[begin RECORDS PROVIDED]
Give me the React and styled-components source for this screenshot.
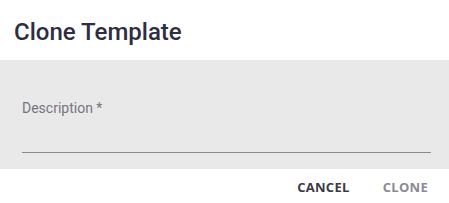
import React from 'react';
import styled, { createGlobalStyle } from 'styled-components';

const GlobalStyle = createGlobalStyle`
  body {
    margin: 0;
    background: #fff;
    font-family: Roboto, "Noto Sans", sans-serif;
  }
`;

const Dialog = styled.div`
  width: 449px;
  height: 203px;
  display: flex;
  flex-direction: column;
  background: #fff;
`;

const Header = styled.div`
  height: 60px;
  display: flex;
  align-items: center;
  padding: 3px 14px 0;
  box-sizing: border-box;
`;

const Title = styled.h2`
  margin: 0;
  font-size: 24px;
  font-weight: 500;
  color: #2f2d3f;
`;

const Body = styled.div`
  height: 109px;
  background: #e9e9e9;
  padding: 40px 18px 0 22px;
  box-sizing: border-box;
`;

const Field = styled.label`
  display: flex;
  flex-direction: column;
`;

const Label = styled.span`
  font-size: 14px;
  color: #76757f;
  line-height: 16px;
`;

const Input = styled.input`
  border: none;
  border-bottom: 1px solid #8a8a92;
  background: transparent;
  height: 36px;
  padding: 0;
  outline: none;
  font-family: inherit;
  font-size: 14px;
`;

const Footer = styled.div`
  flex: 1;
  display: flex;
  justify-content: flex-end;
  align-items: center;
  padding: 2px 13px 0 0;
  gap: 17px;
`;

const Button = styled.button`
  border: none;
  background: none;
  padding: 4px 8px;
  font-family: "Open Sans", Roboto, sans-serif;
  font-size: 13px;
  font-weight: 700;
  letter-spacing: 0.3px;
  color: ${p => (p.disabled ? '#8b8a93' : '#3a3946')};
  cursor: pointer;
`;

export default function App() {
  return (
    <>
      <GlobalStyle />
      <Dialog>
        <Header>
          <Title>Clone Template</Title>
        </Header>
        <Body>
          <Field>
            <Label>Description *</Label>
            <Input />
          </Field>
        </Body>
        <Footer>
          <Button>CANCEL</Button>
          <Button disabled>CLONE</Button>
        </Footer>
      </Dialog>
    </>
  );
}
[end RECORDS PROVIDED]
[begin RECORDS PROVIDED]
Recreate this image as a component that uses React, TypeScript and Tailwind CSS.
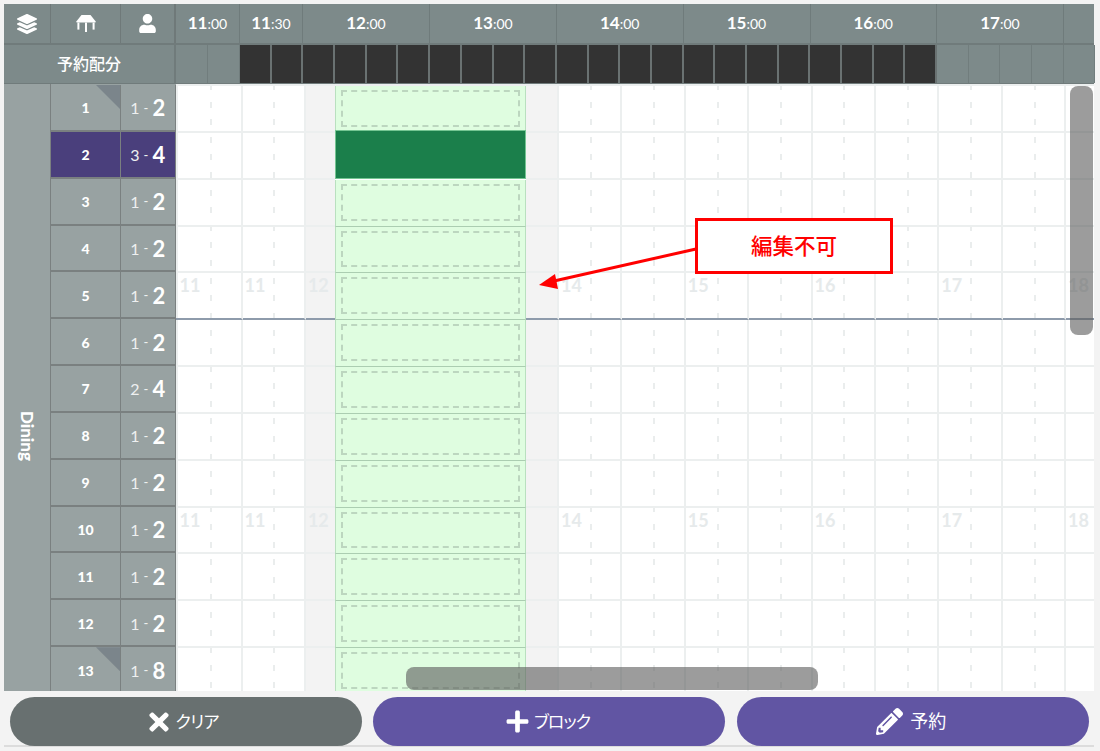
[end RECORDS PROVIDED]
[begin RECORDS PROVIDED]
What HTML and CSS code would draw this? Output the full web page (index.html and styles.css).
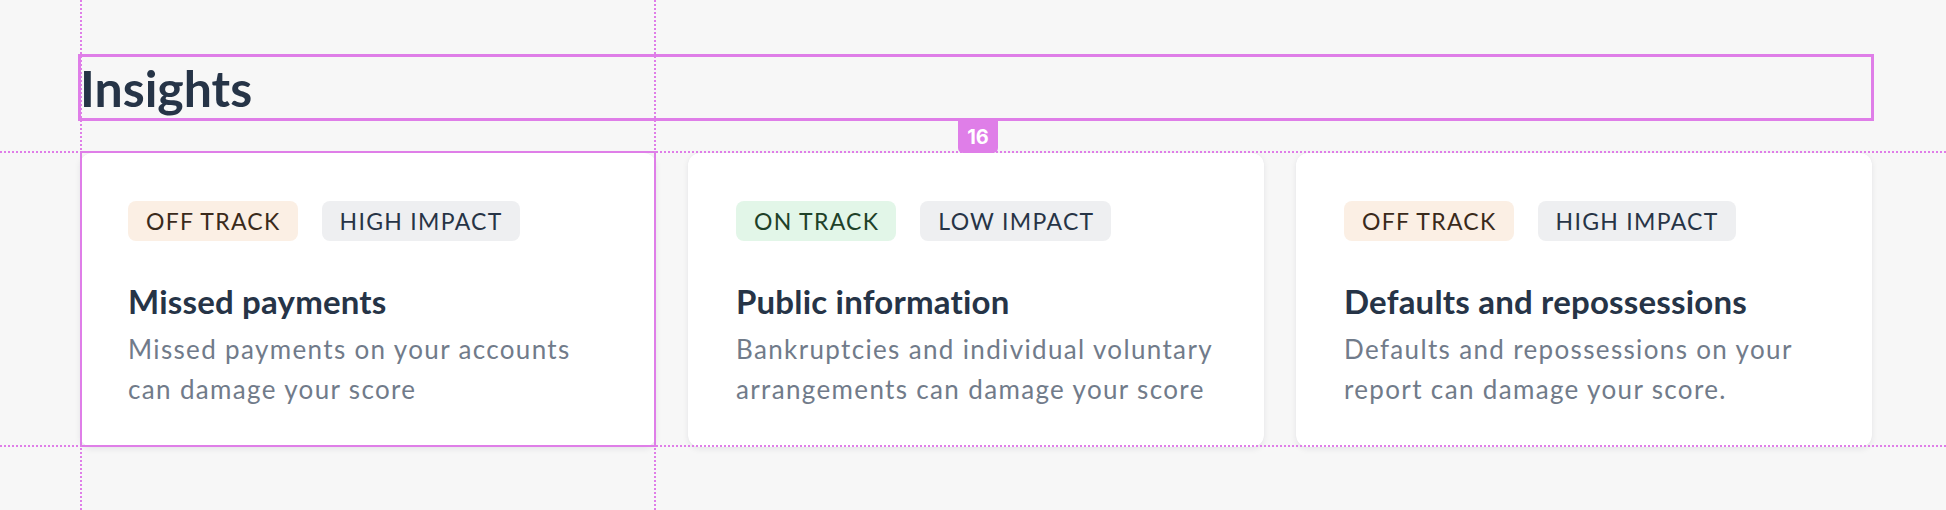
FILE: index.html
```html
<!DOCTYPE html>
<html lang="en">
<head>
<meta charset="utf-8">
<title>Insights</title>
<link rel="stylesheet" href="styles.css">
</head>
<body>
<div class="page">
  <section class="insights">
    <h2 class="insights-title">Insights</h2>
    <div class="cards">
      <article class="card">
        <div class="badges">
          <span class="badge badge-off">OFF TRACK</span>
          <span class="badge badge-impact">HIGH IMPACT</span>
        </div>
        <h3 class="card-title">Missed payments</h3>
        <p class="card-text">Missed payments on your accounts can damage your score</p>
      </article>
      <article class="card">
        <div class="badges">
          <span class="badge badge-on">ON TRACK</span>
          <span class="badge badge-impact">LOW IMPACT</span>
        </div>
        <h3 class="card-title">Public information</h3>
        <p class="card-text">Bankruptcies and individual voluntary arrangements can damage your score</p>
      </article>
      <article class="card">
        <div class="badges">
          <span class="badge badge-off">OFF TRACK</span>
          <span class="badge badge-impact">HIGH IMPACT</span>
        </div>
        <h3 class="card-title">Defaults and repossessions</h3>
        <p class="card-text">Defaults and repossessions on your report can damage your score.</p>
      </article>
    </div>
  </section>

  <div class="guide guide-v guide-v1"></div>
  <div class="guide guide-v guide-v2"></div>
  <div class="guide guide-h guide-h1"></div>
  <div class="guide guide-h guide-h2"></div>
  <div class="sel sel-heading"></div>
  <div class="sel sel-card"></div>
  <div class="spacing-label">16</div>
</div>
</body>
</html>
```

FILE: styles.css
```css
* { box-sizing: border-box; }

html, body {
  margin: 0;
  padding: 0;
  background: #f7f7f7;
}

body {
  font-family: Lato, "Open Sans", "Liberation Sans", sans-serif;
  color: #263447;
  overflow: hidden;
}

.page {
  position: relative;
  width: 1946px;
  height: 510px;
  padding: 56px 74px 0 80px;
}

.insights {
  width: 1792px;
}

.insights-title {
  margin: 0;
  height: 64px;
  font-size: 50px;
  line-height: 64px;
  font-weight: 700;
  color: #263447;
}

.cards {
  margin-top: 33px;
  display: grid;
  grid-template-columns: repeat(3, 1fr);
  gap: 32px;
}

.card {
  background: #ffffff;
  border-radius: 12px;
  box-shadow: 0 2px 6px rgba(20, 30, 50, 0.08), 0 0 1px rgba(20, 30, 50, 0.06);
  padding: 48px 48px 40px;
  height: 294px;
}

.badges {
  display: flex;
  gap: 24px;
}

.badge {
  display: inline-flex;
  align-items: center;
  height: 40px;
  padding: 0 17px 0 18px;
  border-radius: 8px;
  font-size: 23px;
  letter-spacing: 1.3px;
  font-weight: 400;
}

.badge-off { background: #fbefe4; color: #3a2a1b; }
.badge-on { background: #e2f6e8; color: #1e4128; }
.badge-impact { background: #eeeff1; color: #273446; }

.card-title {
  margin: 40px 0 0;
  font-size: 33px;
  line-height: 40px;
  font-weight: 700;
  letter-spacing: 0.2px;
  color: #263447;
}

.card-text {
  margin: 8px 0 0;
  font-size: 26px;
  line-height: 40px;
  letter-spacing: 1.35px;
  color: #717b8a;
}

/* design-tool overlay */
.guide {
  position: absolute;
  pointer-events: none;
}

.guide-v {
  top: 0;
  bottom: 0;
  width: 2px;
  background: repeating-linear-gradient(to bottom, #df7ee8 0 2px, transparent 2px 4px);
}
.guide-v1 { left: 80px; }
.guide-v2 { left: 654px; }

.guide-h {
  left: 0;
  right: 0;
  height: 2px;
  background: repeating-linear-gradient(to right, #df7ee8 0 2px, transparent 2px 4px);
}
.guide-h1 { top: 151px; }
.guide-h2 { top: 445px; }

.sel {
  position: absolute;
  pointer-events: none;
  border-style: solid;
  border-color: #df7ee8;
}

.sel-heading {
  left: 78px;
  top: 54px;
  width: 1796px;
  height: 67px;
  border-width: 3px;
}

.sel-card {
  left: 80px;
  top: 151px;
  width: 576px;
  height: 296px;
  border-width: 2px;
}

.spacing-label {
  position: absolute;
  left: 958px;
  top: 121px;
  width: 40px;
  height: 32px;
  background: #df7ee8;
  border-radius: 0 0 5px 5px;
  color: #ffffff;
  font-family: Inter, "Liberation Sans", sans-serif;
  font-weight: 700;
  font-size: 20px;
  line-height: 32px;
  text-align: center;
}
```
[end RECORDS PROVIDED]
TO DO: Show every line from the entries above in which "React" appears.

EXERCISE RESPONSE:
Give me the React and styled-components source for this screenshot.
import React from 'react';
Recreate this image as a component that uses React, TypeScript and Tailwind CSS.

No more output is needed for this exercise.